*Problem details:* Omit every picture, and retype the lines that run from the beginning of the data below through the line containing "const rows = [67, 66, 66, 66, 66, 66];", inclusive.

*Supplied data:*
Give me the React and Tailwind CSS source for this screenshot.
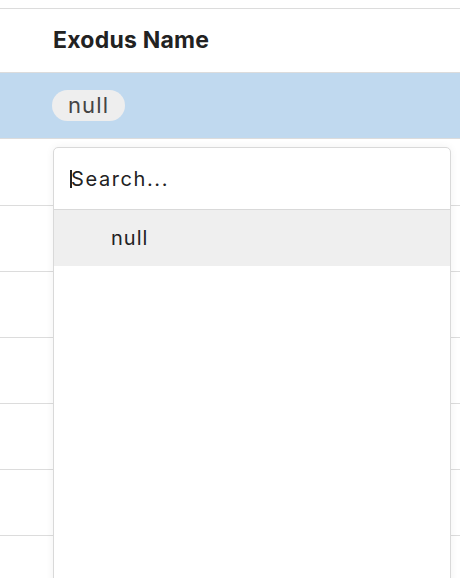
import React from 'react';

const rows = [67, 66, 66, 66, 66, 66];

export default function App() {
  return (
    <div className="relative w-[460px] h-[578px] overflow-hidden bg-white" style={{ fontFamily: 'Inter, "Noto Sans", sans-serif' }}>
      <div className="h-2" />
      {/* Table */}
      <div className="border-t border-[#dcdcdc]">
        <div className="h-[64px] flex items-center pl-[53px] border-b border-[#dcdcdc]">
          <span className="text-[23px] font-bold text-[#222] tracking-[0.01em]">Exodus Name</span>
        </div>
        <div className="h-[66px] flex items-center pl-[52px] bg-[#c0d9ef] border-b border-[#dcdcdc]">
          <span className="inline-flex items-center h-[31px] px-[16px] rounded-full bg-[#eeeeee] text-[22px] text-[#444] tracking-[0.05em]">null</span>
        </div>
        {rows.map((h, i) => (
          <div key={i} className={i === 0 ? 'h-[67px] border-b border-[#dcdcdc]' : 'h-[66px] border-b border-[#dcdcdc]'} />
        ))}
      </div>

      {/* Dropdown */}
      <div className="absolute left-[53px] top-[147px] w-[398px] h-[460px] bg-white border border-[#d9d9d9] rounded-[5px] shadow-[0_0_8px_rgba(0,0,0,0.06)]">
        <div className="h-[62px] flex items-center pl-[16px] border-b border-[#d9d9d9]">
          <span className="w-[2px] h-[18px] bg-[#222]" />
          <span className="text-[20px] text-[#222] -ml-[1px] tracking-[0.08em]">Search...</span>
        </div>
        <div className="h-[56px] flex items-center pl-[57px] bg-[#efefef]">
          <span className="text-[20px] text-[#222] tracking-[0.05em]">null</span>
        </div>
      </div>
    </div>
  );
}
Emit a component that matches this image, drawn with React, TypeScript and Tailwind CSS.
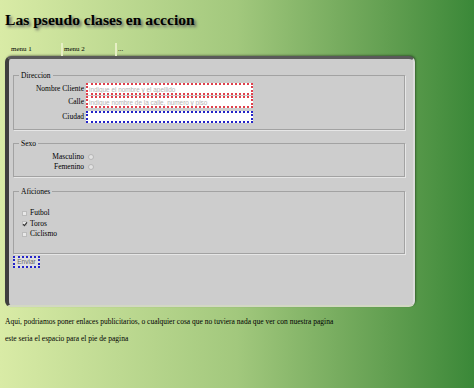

*Answer for this exercise:*
Give me the React and Tailwind CSS source for this screenshot.
import React from 'react';

const rows = [67, 66, 66, 66, 66, 66];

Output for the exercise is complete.